Goal: In the entries below, find every line with "that" and copy it.

++++

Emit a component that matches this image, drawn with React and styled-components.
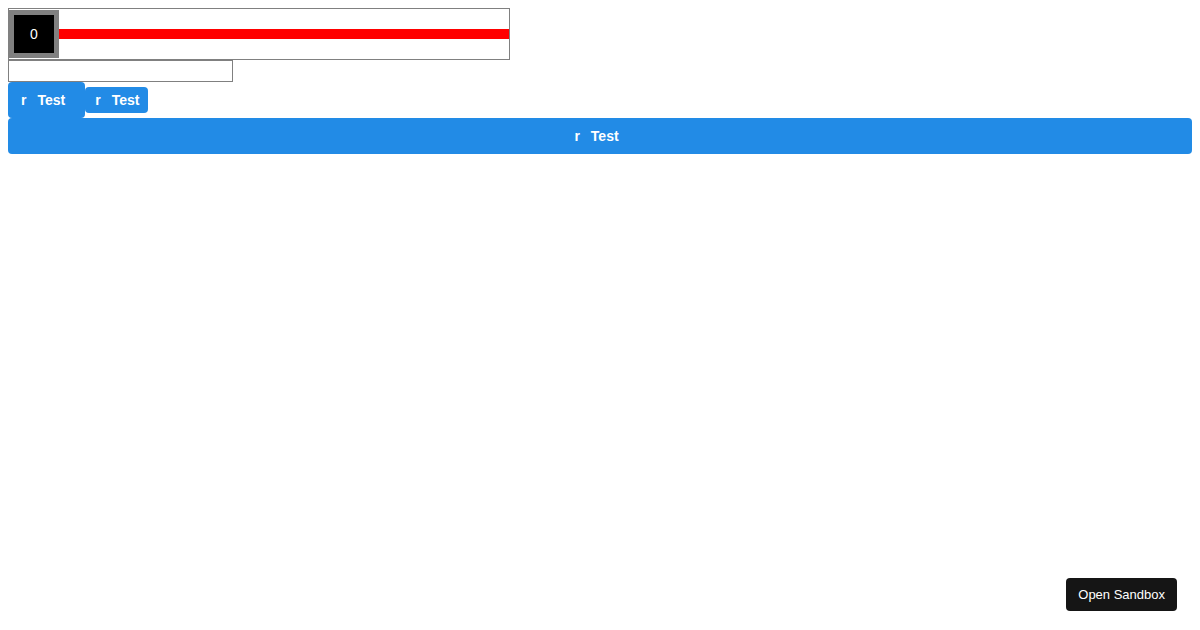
import React from 'react';
import styled, { createGlobalStyle } from 'styled-components';

const GlobalStyle = createGlobalStyle`
  body {
    margin: 8px;
    font-family: "Liberation Sans", Arial, sans-serif;
    background: #fff;
  }
`;

const Slider = styled.div`
  display: flex;
  align-items: center;
  width: 502px;
  height: 52px;
  box-sizing: border-box;
  border: 1px solid #808080;
`;

const Thumb = styled.div`
  display: flex;
  align-items: center;
  justify-content: center;
  width: 50px;
  height: 48px;
  box-sizing: border-box;
  border: 5px solid #808080;
  background: #000;
  color: #fff;
  font-size: 14px;
  flex-shrink: 0;
`;

const Track = styled.div`
  flex: 1;
  height: 10px;
  background: #ff0000;
`;

const Field = styled.input`
  display: block;
  width: 225px;
  height: 22px;
  box-sizing: border-box;
  border: 1px solid #808080;
  margin: 0;
  padding: 0 4px;
`;

const Row = styled.div`
  display: flex;
  align-items: center;
`;

const Button = styled.button`
  display: flex;
  align-items: center;
  justify-content: center;
  gap: 11px;
  box-sizing: border-box;
  height: ${p => (p.$small ? '26px' : '36px')};
  width: ${p => (p.$full ? '100%' : 'auto')};
  padding: ${p => (p.$small ? '0 9px 0 10px' : '0 20px 0 13px')};
  margin: 0;
  border: none;
  border-radius: 4px;
  background: #228be6;
  color: #fff;
  font-family: "Liberation Sans", Arial, sans-serif;
  font-size: 14px;
  font-weight: 700;
  cursor: pointer;
`;

const SandboxButton = styled.button`
  position: fixed;
  right: 23px;
  bottom: 19px;
  height: 33px;
  padding: 0 12px;
  border: none;
  border-radius: 4px;
  background: #151515;
  color: #fff;
  font-family: "Liberation Sans", Arial, sans-serif;
  font-size: 13px;
  cursor: pointer;
`;

const TestButton = props => (
  <Button {...props}>
    <span>r</span>
    <span>Test</span>
  </Button>
);

export default function App() {
  return (
    <>
      <GlobalStyle />
      <Slider>
        <Thumb>0</Thumb>
        <Track />
      </Slider>
      <Field type="text" />
      <Row>
        <TestButton />
        <TestButton $small />
      </Row>
      <TestButton $full />
      <SandboxButton>Open Sandbox</SandboxButton>
    </>
  );
}
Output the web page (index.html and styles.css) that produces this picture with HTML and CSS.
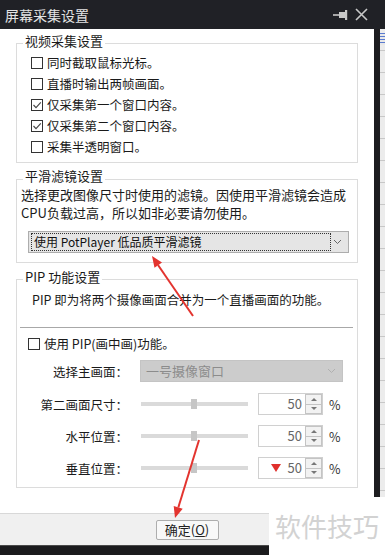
FILE: index.html
```html
<!DOCTYPE html>
<html lang="zh-CN">
<head>
<meta charset="utf-8">
<title>屏幕采集设置</title>
<link rel="stylesheet" href="styles.css">
</head>
<body>
<div class="titlebar">
  <span class="title">屏幕采集设置</span>
  <div class="title-icons">
    <svg class="pin" width="15" height="10" viewBox="0 0 15 10"><line x1="0" y1="5" x2="7" y2="5" stroke="#c8c8c8" stroke-width="1.6"/><rect x="6" y="2" width="6" height="6" fill="#c8c8c8"/><rect x="12" y="0" width="2.2" height="10" fill="#c8c8c8"/></svg>
    <svg class="close" width="13" height="13" viewBox="0 0 13 13"><path d="M1 1 L12 12 M12 1 L1 12" stroke="#c8c8c8" stroke-width="1.6" fill="none"/></svg>
  </div>
</div>
<div class="main">
  <div class="dialog">
    <div class="content">
      <div class="group g1">
        <div class="group-title">视频采集设置</div>
        <div class="cb-list">
          <div class="cb-row"><span class="cb"></span>同时截取鼠标光标。</div>
          <div class="cb-row"><span class="cb"></span>直播时输出两帧画面。</div>
          <div class="cb-row"><span class="cb"><svg width="10" height="10" viewBox="0 0 10 10"><path d="M1.5 5 L4 7.6 L8.8 2.4" stroke="#444" stroke-width="1.1" fill="none"/></svg></span>仅采集第一个窗口内容。</div>
          <div class="cb-row"><span class="cb"><svg width="10" height="10" viewBox="0 0 10 10"><path d="M1.5 5 L4 7.6 L8.8 2.4" stroke="#444" stroke-width="1.1" fill="none"/></svg></span>仅采集第二个窗口内容。</div>
          <div class="cb-row"><span class="cb"></span>采集半透明窗口。</div>
        </div>
      </div>
      <div class="group g2">
        <div class="group-title">平滑滤镜设置</div>
        <div class="desc">选择更改图像尺寸时使用的滤镜。因使用平滑滤镜会造成<br>CPU负载过高，所以如非必要请勿使用。</div>
        <div class="select">
          <div class="focus">使用 PotPlayer 低品质平滑滤镜</div>
          <svg class="chev" width="9" height="6" viewBox="0 0 9 6"><path d="M1 1 L4.5 4.5 L8 1" stroke="#666" stroke-width="1" fill="none"/></svg>
        </div>
      </div>
      <div class="group g3">
        <div class="group-title">PIP 功能设置</div>
        <div class="pip-desc">PIP 即为将两个摄像画面合并为一个直播画面的功能。</div>
        <div class="sep"></div>
        <div class="cb-row pip-cb"><span class="cb"></span>使用 PIP(画中画)功能。</div>
        <div class="form-row sel-row">
          <span class="label">选择主画面：</span>
          <div class="select disabled">
            <span class="sel-text">一号摄像窗口</span>
            <svg class="chev" width="9" height="6" viewBox="0 0 9 6"><path d="M1 1 L4.5 4.5 L8 1" stroke="#b0b0b0" stroke-width="1" fill="none"/></svg>
          </div>
        </div>
        <div class="form-row slider-row">
          <span class="label">第二画面尺寸：</span>
          <div class="slider"><div class="track"></div><div class="thumb"></div></div>
          <div class="spin"><span class="val">50</span><div class="spin-btns"><span class="sb up"></span><span class="sb down"></span></div></div>
          <span class="pct">%</span>
        </div>
        <div class="form-row slider-row">
          <span class="label">水平位置：</span>
          <div class="slider"><div class="track"></div><div class="thumb"></div></div>
          <div class="spin"><span class="val">50</span><div class="spin-btns"><span class="sb up"></span><span class="sb down"></span></div></div>
          <span class="pct">%</span>
        </div>
        <div class="form-row slider-row">
          <span class="label">垂直位置：</span>
          <div class="slider"><div class="track"></div><div class="thumb"></div></div>
          <div class="spin"><span class="val"><span class="redtri"></span>50</span><div class="spin-btns"><span class="sb up"></span><span class="sb down"></span></div></div>
          <span class="pct">%</span>
        </div>
      </div>
    </div>
    <div class="footer">
      <button class="btn">确定(<u>O</u>)</button>
    </div>
  </div>
  <div class="side">
    <div class="side-dark"></div>
    <div class="side-light"><div class="side-icon"></div></div>
  </div>
</div>
<div class="band"></div>
<div class="watermark">软件技巧</div>
<svg class="arrows" width="385" height="555" viewBox="0 0 385 555">
  <line x1="193" y1="316" x2="158" y2="265" stroke="#e3342f" stroke-width="2"/>
  <polygon points="152,256 162,262.6 154.5,267.8" fill="#e3342f"/>
  <line x1="199" y1="440" x2="178.3" y2="507.5" stroke="#e3342f" stroke-width="2"/>
  <polygon points="175,518 182.7,508.8 173.7,506" fill="#e3342f"/>
</svg>
</body>
</html>
```

FILE: styles.css
```css
* { box-sizing: border-box; }
html, body { margin: 0; padding: 0; }
body {
  width: 385px;
  height: 555px;
  overflow: hidden;
  position: relative;
  background: #fff;
  font-family: "Noto Sans CJK SC", "Noto Sans", sans-serif;
  color: #1a1a1a;
  font-size: 12.5px;
}
.titlebar {
  height: 29px;
  background: #202126;
  display: flex;
  align-items: center;
  padding: 0 17px 0 5px;
  color: #e4e4e4;
}
.title { font-size: 14px; line-height: 18px; }
.title-icons { margin-left: auto; display: flex; align-items: center; gap: 7px; }
.pin { display: block; margin-top: 1px; }
.close { display: block; }

.main { display: flex; height: 516px; }
.dialog { width: 374px; display: flex; flex-direction: column; background: #fff; }
.content { height: 484px; padding-top: 14px; }

.group {
  margin: 0 16px;
  border: 1px solid #dcdcdc;
}
.g2, .g3 { margin-top: 16px; }
.group-title {
  width: fit-content;
  margin: -11px 0 0 6px;
  padding: 0 2px;
  background: #fff;
  line-height: 16px;
  font-size: 13px;
}
.g2 .group-title { margin-top: -12px; }
.cb-list { padding: 3px 0 5px 14px; }
.cb-row { display: flex; align-items: center; height: 21px; line-height: 21px; white-space: nowrap; }
.cb {
  width: 12px; height: 12px;
  border: 1px solid #333;
  background: #fff;
  margin-right: 4px;
  display: flex; align-items: center; justify-content: center;
  flex: none;
}
.cb svg { display: block; }

.desc {
  margin-top: 2px;
  padding-left: 4px;
  line-height: 18px;
  font-size: 13px;
  white-space: nowrap;
}
.g2 { padding-bottom: 9px; }
.select {
  position: relative;
  height: 22px;
  border: 1px solid #adadad;
  background: #e5e5e5;
  display: flex;
  align-items: center;
}
.g2 .select { margin: 9px 8px 0 11px; }
.focus {
  margin: 0 0 0 2px;
  width: 300px;
  height: 18px;
  border: 1px dotted #333;
  line-height: 16px;
  padding-left: 2px;
  font-size: 12px;
  color: #111;
  white-space: nowrap;
}
.chev { display: block; margin-left: auto; margin-right: 6px; }

.g3 { padding-bottom: 8px; }
.pip-desc { margin-top: 6px; padding-left: 15px; line-height: 18px; white-space: nowrap; }
.sep { margin: 18px 4px 0 3px; height: 1px; background: #a8a8a8; }
.pip-cb { margin-top: 5px; padding-left: 11px; }

.form-row { display: flex; align-items: center; height: 22px; }
.label { width: 111px; text-align: right; white-space: nowrap; flex: none; }
.sel-row { margin-top: 6px; }
.select.disabled {
  margin-left: 12px;
  width: 203px;
  background: #cccccc;
  border-color: #c4c4c4;
  color: #8c8c8c;
}
.sel-text { padding-left: 5px; line-height: 20px; font-size: 13px; }
.slider-row { margin-top: 10px; }
.sel-row + .slider-row { margin-top: 11px; }
.slider { position: relative; width: 107px; height: 12px; margin-left: 13px; display: flex; align-items: center; }
.track { width: 100%; height: 4px; background: #dadada; }
.thumb { position: absolute; left: 50px; top: 1px; width: 6px; height: 10px; background: #c6c6c6; }
.spin {
  margin-left: 10px;
  width: 65px;
  height: 22px;
  border: 1px solid #d0d0d0;
  background: #fff;
  display: flex;
  align-items: center;
}
.val {
  flex: 1;
  text-align: right;
  padding-right: 3px;
  color: #666;
  font-size: 13px;
  line-height: 20px;
  display: flex;
  align-items: center;
  justify-content: flex-end;
}
.redtri {
  width: 0; height: 0;
  border-left: 5px solid transparent;
  border-right: 5px solid transparent;
  border-top: 8px solid #e0302c;
  margin-right: 7px;
}
.spin-btns { width: 17px; height: 20px; display: flex; flex-direction: column; }
.sb {
  flex: 1;
  border: 1px solid #c4c4c4;
  background: #f2f2f2;
  display: flex; align-items: center; justify-content: center;
}
.sb.down { border-top: none; }
.sb::after {
  content: "";
  width: 0; height: 0;
  border-left: 3px solid transparent;
  border-right: 3px solid transparent;
}
.sb.up::after { border-bottom: 3px solid #777; }
.sb.down::after { border-top: 3px solid #777; }
.pct { margin-left: 6px; color: #333; }

.footer {
  height: 32px;
  background: #f0f0f0;
  border-top: 1px solid #d8d8d8;
  display: flex;
  align-items: center;
  justify-content: center;
}
.btn {
  width: 63px;
  height: 20px;
  padding: 0;
  border: 1px solid #adadad;
  border-radius: 2px;
  background: #f8f8f8;
  font-family: "Noto Sans CJK SC", "Noto Sans", sans-serif;
  font-size: 13px;
  line-height: 18px;
  color: #222;
}
.side { width: 11px; display: flex; }
.side-dark { width: 6px; background: #1d1d20; }
.side-light {
  width: 5px;
  background: repeating-linear-gradient(to bottom, #ececec 0, #ececec 21px, #c8c8c8 21px, #c8c8c8 22px);
  padding-top: 4px;
}
.side-icon { height: 12px; background: repeating-linear-gradient(to bottom, #5a7bd0 0, #5a7bd0 1px, #e8e8e8 1px, #e8e8e8 3px); }
.band { height: 10px; background: #1b1b1d; border-top: 1px solid #4a4a4a; }
.watermark {
  position: absolute;
  left: 269px;
  top: 497px;
  right: 0;
  bottom: 0;
  background: #fff;
  padding: 14px 0 0 6px;
  font-size: 26px;
  line-height: 30px;
  color: #d2d2d2;
  white-space: nowrap;
}
.arrows { position: absolute; left: 0; top: 0; pointer-events: none; }
```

++++

Written answer:
Emit a component that matches this image, drawn with React and styled-components.
Output the web page (index.html and styles.css) that produces this picture with HTML and CSS.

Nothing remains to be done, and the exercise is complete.